De olho nessas possibilidades, Adnet resolveu se inscrever com colegas compositores na disputa de samba da São Clemente, ainda no ano passado. Diferentemente de outros famosos que emprestam o nome a essas disputas sem necessariamente colocar a mão na massa, o humorista trabalhou pela própria obra. Além de contribuir na construção dela, participou de etapas eliminatórias, chegou a fazer vezes de puxador e buscou divulgar os versos. Eles falam em "Tem laranja, na minha mão uma é três e três é dez"; "tem marajá puxando férias em Bangu" e "o país inteiro assim sambou, caiu na fake news".

Com a expectativa pelas alegorias e fantasias que vão ilustrar o enredo de Silveira junto com o samba do Adnet, o interesse pelo desfile da São Clemente subiu. A plataforma Google Trends, que registra os interesses dos internautas no mecanismo de busca, mostra por exemplo que o principal assunto relacionado ao nome da escola hoje é o nome de Adnet.
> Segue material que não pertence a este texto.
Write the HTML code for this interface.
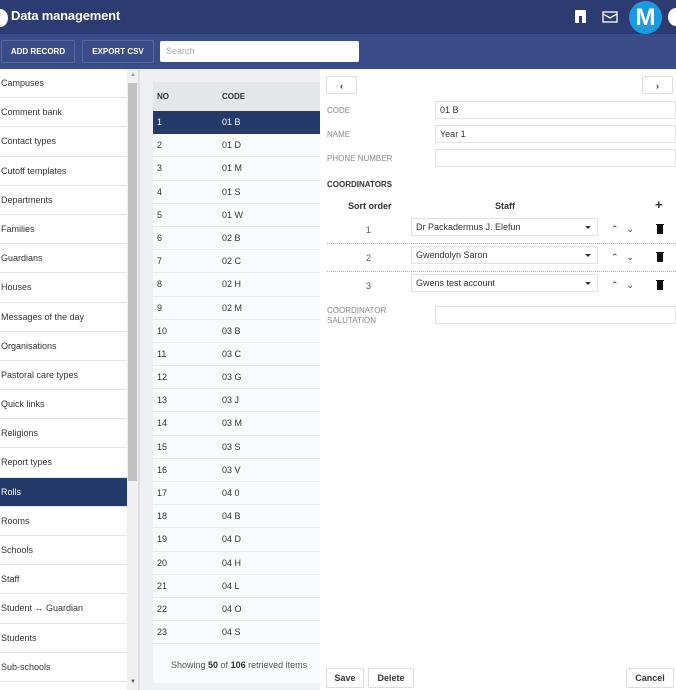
<!DOCTYPE html>
<html><head><style>
*{box-sizing:border-box;margin:0;padding:0}
body{width:676px;height:690px;overflow:hidden;font-family:"Liberation Sans",Arial,sans-serif;font-size:9px;color:#333;background:#fff;position:relative}
.hdr{position:absolute;left:0;top:0;width:676px;height:34px;background:#2c3c73}
.tb{position:absolute;left:0;top:34px;width:676px;height:35px;background:#3a4d88}
.btn{position:absolute;top:6px;height:23px;border:1px solid #55699f;border-radius:2px;color:#fff;font-weight:bold;font-size:8px;line-height:21px;text-align:center}
.side{position:absolute;left:0;top:69px;width:127px}
.side div{height:29.2px;line-height:29px;padding-left:1px;border-bottom:1px solid #e3e5e8;font-size:9px;color:#333}
.side .act{background:#233a6a;color:#fff}
.sb{position:absolute;left:127px;top:69px;width:11px;height:621px;background:#f0f0f0}
.gray{position:absolute;left:138px;top:69px;width:182px;height:621px;background:#eef0f3;border-left:2px solid #dcdfe3}
.card{position:absolute;left:153px;top:82px;width:167px;height:601px;background:#f9fafb;border-radius:3px 0 0 3px}
.th{height:29px;background:#e4e6e9;font-weight:bold;font-size:8px;line-height:29px}
.r{height:23.2px;line-height:22px;border-bottom:1px solid #e8eaed;font-size:9px}
.c1{position:absolute;left:4px}.c2{position:absolute;left:69px}
.r,.th{position:relative}
.lbl{position:absolute;left:327px;font-size:8px;color:#888}
.inp{position:absolute;left:435px;width:241px;height:18px;border:1px solid #e2e2e2;font-size:9px;line-height:16px;padding-left:4px}
.sel{position:absolute;left:411px;width:187px;height:18px;border:1px solid #e2e2e2;font-size:9px;line-height:16px;padding-left:4px}
.sel:after{content:"";position:absolute;right:6px;top:7px;border:3px solid transparent;border-top:3px solid #333}
.dash{position:absolute;left:327px;width:349px;border-top:1px dotted #aaa}
.num{position:absolute;left:366px;font-size:9px;color:#555}
.arr{position:absolute;left:611px;font-size:9px;color:#333;letter-spacing:8px}
.trash{position:absolute;left:657px;width:6px;height:9px;background:#111;border-top:2px solid #111}
.trash:before{content:"";position:absolute;left:-1px;top:-3px;width:8px;height:1px;background:#111}
.pb{position:absolute;height:20px;border:1px solid #ddd;border-radius:2px;font-weight:bold;font-size:9px;line-height:18px;text-align:center}
</style></head><body>
<div class="hdr">
 <div style="position:absolute;left:-8px;top:9px;width:16px;height:18px;border-radius:50%;background:#fff"></div>
 <div style="position:absolute;left:11px;top:8px;color:#fff;font-weight:bold;font-size:13px;letter-spacing:-0.2px">Data management</div>
 <div style="position:absolute;left:575px;top:10px;width:11px;height:13px;background:#fff;border-radius:1px"><div style="position:absolute;left:4px;top:6px;width:3px;height:7px;background:#2c3c73"></div></div>
 <svg style="position:absolute;left:602px;top:11px" width="16" height="12" viewBox="0 0 16 12"><rect x="1" y="1" width="14" height="10" fill="none" stroke="#fff" stroke-width="1.3"/><path d="M1 3l7 4 7-4M5 5l3 2 3-2" fill="none" stroke="#fff" stroke-width="1.2"/></svg>
 <div style="position:absolute;left:629px;top:1px;width:33px;height:33px;border-radius:50%;background:#1a9be0;color:#fff;font-weight:bold;font-size:24px;text-align:center;line-height:33px">M</div>
 <div style="position:absolute;left:668px;top:8px;width:16px;height:18px;border-radius:50%;background:#fff"></div>
</div>
<div class="tb">
 <div class="btn" style="left:1px;width:74px">ADD RECORD</div>
 <div class="btn" style="left:82px;width:72px">EXPORT CSV</div>
 <div style="position:absolute;left:160px;top:7px;width:199px;height:21px;background:#fff;border-radius:2px;color:#aaa;font-size:9px;line-height:21px;padding-left:6px">Search</div>
</div>
<div class="side">
<div>Campuses</div><div>Comment bank</div><div>Contact types</div><div>Cutoff templates</div><div>Departments</div><div>Families</div><div>Guardians</div><div>Houses</div><div>Messages of the day</div><div>Organisations</div><div>Pastoral care types</div><div>Quick links</div><div>Religions</div><div>Report types</div><div class="act">Rolls</div><div>Rooms</div><div>Schools</div><div>Staff</div><div>Student ↔ Guardian</div><div>Students</div><div>Sub-schools</div>
</div>
<div class="sb"><div style="position:absolute;left:1px;top:14px;width:9px;height:398px;background:#c1c1c1"></div>
<div style="position:absolute;left:3px;top:3px;color:#999;font-size:6px">▲</div><div style="position:absolute;left:3px;top:610px;color:#555;font-size:6px">▼</div></div>
<div class="gray"></div>
<div class="card">
 <div class="th"><span class="c1">NO</span><span class="c2">CODE</span></div>
 <div class="r" style="background:#233a6a;color:#fff;border:0"><span class="c1">1</span><span class="c2">01 B</span></div>
 <div class="r"><span class="c1">2</span><span class="c2">01 D</span></div>
 <div class="r"><span class="c1">3</span><span class="c2">01 M</span></div>
 <div class="r"><span class="c1">4</span><span class="c2">01 S</span></div>
 <div class="r"><span class="c1">5</span><span class="c2">01 W</span></div>
 <div class="r"><span class="c1">6</span><span class="c2">02 B</span></div>
 <div class="r"><span class="c1">7</span><span class="c2">02 C</span></div>
 <div class="r"><span class="c1">8</span><span class="c2">02 H</span></div>
 <div class="r"><span class="c1">9</span><span class="c2">02 M</span></div>
 <div class="r"><span class="c1">10</span><span class="c2">03 B</span></div>
 <div class="r"><span class="c1">11</span><span class="c2">03 C</span></div>
 <div class="r"><span class="c1">12</span><span class="c2">03 G</span></div>
 <div class="r"><span class="c1">13</span><span class="c2">03 J</span></div>
 <div class="r"><span class="c1">14</span><span class="c2">03 M</span></div>
 <div class="r"><span class="c1">15</span><span class="c2">03 S</span></div>
 <div class="r"><span class="c1">16</span><span class="c2">03 V</span></div>
 <div class="r"><span class="c1">17</span><span class="c2">04 0</span></div>
 <div class="r"><span class="c1">18</span><span class="c2">04 B</span></div>
 <div class="r"><span class="c1">19</span><span class="c2">04 D</span></div>
 <div class="r"><span class="c1">20</span><span class="c2">04 H</span></div>
 <div class="r"><span class="c1">21</span><span class="c2">04 L</span></div>
 <div class="r"><span class="c1">22</span><span class="c2">04 O</span></div>
 <div class="r"><span class="c1">23</span><span class="c2">04 S</span></div>
 <div style="position:absolute;left:18px;top:578px;font-size:9px;color:#555">Showing <b style="color:#333">50</b> of <b style="color:#333">106</b> retrieved items</div>
</div>
<div style="position:absolute;left:320px;top:69px;width:356px;height:621px;background:#fff"></div>
<div class="pb" style="left:326px;top:76px;width:31px;height:18px">‹</div>
<div class="pb" style="left:642px;top:76px;width:31px;height:18px">›</div>
<div class="lbl" style="top:106px">CODE</div><div class="inp" style="top:101px">01 B</div>
<div class="lbl" style="top:130px">NAME</div><div class="inp" style="top:125px">Year 1</div>
<div class="lbl" style="top:154px">PHONE NUMBER</div><div class="inp" style="top:149px"></div>
<div style="position:absolute;left:327px;top:180px;font-weight:bold;font-size:8px;color:#333">COORDINATORS</div>
<div style="position:absolute;left:348px;top:201px;font-weight:bold;font-size:9px">Sort order</div>
<div style="position:absolute;left:495px;top:201px;font-weight:bold;font-size:9px">Staff</div>
<div style="position:absolute;left:655px;top:197px;font-size:13px;font-weight:bold">+</div>
<div class="num" style="top:225px">1</div><div class="sel" style="top:218px">Dr Packadermus J. Elefun</div><div class="arr" style="top:224px">⌃⌄</div><div class="trash" style="top:225px"></div>
<div class="dash" style="top:243px"></div>
<div class="num" style="top:253px">2</div><div class="sel" style="top:246px">Gwendolyn Saron</div><div class="arr" style="top:252px">⌃⌄</div><div class="trash" style="top:253px"></div>
<div class="dash" style="top:271px"></div>
<div class="num" style="top:281px">3</div><div class="sel" style="top:274px">Gwens test account</div><div class="arr" style="top:280px">⌃⌄</div><div class="trash" style="top:281px"></div>
<div class="lbl" style="top:306px;line-height:10px">COORDINATOR<br>SALUTATION</div><div class="inp" style="top:306px"></div>
<div class="pb" style="left:326px;top:668px;width:38px">Save</div>
<div class="pb" style="left:368px;top:668px;width:46px">Delete</div>
<div class="pb" style="left:626px;top:668px;width:48px">Cancel</div>
</body></html>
Por isso, a presença do artista promete ser um dos pontos altos da apresentação: se nada mudar até lá, ele deverá imitar o presidente Jair Bolsonaro no Sambódromo, com alto potencial para causar polêmica e elevar ainda mais a repercussão na internet das escolhas da São Clemente.

No ano passado, a agremiação já tinha chamado atenção ao criticar os dirigentes do próprio carnaval. Reeditando o enredo "E o samba sambou", de 1990, a São Clemente levou para a Avenida uma comissão de frente representando as sucessivas viradas de mesa nos resultados da apuração que fizeram as escolas de samba perderem a credibilidade com o público na última década. Houve críticas também à perda da essência de tradições, como as alas de baianas e compositores e os casais de mestre-sala e porta-bandeira.

O carnavalesco Jorge Silveira, que chegou a São Clemente em 2018, nunca tinha trabalhado anteriormente no Grupo Especial. A esperança dele era subir da Série A junto com a Unidos do Viradouro, escola na qual começou a chamar atenção do mundo do samba. A vermelho e branco de Niterói, no entanto, resolveu dispensá-lo antes disso: quando a situação financeira melhorou, optou por contratar Edson Pereira (hoje na Vila Isabel) para garantir a transferência para a elite da folia carioca. A troca chateou Silveira temporariamente, mas ele não imaginava que em pouco tempo substituiria Rosa Magalhães, uma das maiores profissionais da festa, na São Clemente e que conseguiria emplacar suas próprias ideias com uma liberdade de criação da qual qualquer artista tem inveja.